* **TASK DETAILS**: Among the entries below, which lines run from the line with "Output the component" through the line with "import React from 'react';"? Retype those, both ends included, exactly and without pictures.

* **RAW DATA**:
○ ○ ○ ○ ○ ○ ○

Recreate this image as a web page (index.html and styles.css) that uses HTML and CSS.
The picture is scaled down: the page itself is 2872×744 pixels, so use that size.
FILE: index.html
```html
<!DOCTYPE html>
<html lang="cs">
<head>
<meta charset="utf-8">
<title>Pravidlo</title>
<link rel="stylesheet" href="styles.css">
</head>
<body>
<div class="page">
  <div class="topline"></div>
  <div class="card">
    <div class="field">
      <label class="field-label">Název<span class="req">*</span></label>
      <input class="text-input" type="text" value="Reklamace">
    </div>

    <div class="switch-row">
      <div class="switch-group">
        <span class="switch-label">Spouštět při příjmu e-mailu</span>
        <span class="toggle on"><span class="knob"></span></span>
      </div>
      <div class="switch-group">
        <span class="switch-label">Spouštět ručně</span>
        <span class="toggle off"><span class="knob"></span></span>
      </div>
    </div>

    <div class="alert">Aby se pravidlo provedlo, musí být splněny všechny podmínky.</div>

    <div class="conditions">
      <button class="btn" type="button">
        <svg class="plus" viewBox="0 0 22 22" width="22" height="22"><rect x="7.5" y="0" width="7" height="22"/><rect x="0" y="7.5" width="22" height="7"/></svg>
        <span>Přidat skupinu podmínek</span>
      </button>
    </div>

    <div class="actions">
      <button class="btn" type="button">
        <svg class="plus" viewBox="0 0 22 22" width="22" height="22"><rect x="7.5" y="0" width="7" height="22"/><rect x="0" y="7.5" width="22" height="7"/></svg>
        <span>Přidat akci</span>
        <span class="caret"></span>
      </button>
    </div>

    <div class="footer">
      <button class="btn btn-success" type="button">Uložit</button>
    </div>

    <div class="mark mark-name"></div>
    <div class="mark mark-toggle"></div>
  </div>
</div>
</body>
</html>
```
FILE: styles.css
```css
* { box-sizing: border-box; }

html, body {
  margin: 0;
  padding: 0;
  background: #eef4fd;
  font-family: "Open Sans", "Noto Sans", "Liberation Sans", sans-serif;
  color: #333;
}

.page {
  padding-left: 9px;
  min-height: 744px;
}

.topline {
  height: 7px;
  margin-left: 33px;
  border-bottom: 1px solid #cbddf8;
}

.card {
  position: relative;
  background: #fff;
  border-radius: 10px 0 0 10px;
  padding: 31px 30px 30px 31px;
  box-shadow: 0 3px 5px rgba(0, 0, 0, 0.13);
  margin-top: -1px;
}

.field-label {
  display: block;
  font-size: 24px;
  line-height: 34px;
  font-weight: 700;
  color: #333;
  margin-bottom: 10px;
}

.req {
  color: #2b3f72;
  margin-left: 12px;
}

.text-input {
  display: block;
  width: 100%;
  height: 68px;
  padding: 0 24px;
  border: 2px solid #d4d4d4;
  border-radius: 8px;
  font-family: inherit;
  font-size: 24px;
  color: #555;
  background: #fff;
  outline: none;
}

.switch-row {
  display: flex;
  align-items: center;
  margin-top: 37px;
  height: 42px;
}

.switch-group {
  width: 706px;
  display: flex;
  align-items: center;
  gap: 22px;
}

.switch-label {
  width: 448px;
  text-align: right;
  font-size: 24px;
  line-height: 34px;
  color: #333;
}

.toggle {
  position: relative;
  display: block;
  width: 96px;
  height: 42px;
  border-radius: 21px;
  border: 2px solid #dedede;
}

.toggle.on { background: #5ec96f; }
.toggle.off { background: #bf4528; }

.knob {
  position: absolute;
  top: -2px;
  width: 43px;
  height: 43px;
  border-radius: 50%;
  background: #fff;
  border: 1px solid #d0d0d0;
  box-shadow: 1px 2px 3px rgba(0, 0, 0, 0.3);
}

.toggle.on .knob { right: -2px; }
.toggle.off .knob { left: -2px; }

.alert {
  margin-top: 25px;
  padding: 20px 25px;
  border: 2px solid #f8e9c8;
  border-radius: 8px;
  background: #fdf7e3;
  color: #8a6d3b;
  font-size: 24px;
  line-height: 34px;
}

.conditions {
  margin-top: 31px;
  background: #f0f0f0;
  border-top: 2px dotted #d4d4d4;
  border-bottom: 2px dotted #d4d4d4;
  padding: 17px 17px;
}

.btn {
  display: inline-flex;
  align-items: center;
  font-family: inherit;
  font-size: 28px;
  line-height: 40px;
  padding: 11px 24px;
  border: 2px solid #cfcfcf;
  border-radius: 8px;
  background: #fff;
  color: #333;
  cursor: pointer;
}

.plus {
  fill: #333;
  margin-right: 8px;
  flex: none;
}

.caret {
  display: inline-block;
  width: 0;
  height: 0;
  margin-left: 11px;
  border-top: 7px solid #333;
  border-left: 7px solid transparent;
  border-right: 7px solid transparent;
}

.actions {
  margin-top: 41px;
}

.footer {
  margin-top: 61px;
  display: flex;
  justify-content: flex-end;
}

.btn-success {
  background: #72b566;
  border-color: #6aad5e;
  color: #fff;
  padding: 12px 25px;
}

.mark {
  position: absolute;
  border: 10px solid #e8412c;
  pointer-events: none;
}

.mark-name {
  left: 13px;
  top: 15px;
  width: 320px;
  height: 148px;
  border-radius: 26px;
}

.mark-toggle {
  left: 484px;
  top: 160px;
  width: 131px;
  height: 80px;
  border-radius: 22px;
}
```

○ ○ ○ ○ ○ ○ ○

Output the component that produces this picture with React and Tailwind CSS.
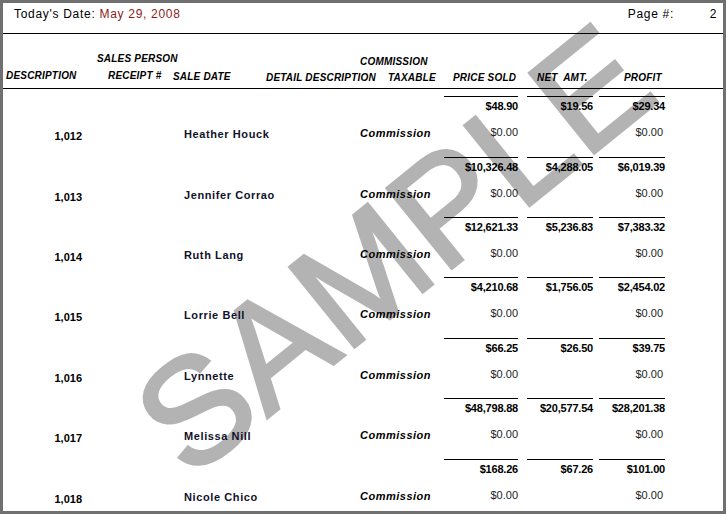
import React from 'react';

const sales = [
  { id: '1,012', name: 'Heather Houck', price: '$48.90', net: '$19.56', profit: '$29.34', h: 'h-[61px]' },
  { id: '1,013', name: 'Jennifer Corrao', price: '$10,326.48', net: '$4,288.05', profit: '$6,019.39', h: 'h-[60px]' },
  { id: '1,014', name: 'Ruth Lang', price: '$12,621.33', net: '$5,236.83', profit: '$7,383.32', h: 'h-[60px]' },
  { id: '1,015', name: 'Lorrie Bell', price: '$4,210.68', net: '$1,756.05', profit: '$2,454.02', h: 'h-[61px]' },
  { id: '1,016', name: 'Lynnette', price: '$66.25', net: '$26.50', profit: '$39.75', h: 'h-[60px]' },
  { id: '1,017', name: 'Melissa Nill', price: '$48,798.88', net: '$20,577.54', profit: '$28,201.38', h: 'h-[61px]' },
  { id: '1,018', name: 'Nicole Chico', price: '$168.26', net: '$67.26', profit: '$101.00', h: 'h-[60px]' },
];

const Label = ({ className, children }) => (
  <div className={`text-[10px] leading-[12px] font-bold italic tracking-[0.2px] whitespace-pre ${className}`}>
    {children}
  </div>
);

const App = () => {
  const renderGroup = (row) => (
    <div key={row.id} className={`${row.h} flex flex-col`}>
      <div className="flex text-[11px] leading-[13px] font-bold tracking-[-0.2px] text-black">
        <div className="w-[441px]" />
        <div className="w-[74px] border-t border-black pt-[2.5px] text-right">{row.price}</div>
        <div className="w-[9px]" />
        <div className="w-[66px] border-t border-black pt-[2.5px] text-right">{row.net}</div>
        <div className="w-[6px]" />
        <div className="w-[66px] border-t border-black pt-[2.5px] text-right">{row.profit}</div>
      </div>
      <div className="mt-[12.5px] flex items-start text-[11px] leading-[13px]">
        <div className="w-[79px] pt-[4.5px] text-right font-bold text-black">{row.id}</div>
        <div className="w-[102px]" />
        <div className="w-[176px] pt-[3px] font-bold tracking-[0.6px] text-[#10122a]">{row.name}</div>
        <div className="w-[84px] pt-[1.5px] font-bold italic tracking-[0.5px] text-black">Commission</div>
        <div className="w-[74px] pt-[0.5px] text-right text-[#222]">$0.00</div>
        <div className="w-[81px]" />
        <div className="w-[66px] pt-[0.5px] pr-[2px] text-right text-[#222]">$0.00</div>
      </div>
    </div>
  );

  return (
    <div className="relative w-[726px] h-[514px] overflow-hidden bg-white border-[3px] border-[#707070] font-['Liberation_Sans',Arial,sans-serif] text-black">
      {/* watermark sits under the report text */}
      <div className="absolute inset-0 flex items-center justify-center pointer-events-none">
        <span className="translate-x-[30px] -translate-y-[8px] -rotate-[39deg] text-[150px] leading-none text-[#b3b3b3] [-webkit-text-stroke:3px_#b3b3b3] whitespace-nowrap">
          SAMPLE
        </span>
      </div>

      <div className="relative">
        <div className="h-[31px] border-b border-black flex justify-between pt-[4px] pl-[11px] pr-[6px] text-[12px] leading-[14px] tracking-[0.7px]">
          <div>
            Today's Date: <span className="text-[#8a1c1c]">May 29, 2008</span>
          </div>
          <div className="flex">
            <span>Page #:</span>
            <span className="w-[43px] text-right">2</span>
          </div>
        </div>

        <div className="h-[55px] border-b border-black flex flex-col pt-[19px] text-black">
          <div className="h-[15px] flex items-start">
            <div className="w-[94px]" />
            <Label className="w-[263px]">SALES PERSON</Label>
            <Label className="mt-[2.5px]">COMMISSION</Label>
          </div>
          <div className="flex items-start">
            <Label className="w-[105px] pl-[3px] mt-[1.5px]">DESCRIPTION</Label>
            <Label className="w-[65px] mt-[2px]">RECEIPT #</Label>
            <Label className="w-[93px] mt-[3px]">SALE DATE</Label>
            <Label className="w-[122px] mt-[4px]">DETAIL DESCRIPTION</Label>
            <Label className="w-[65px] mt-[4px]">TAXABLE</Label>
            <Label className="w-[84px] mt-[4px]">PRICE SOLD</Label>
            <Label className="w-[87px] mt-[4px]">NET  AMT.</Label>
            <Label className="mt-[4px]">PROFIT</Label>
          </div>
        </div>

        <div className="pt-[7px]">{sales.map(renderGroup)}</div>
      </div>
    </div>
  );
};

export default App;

○ ○ ○ ○ ○ ○ ○

* **FINAL ANSWER**:
Output the component that produces this picture with React and Tailwind CSS.
import React from 'react';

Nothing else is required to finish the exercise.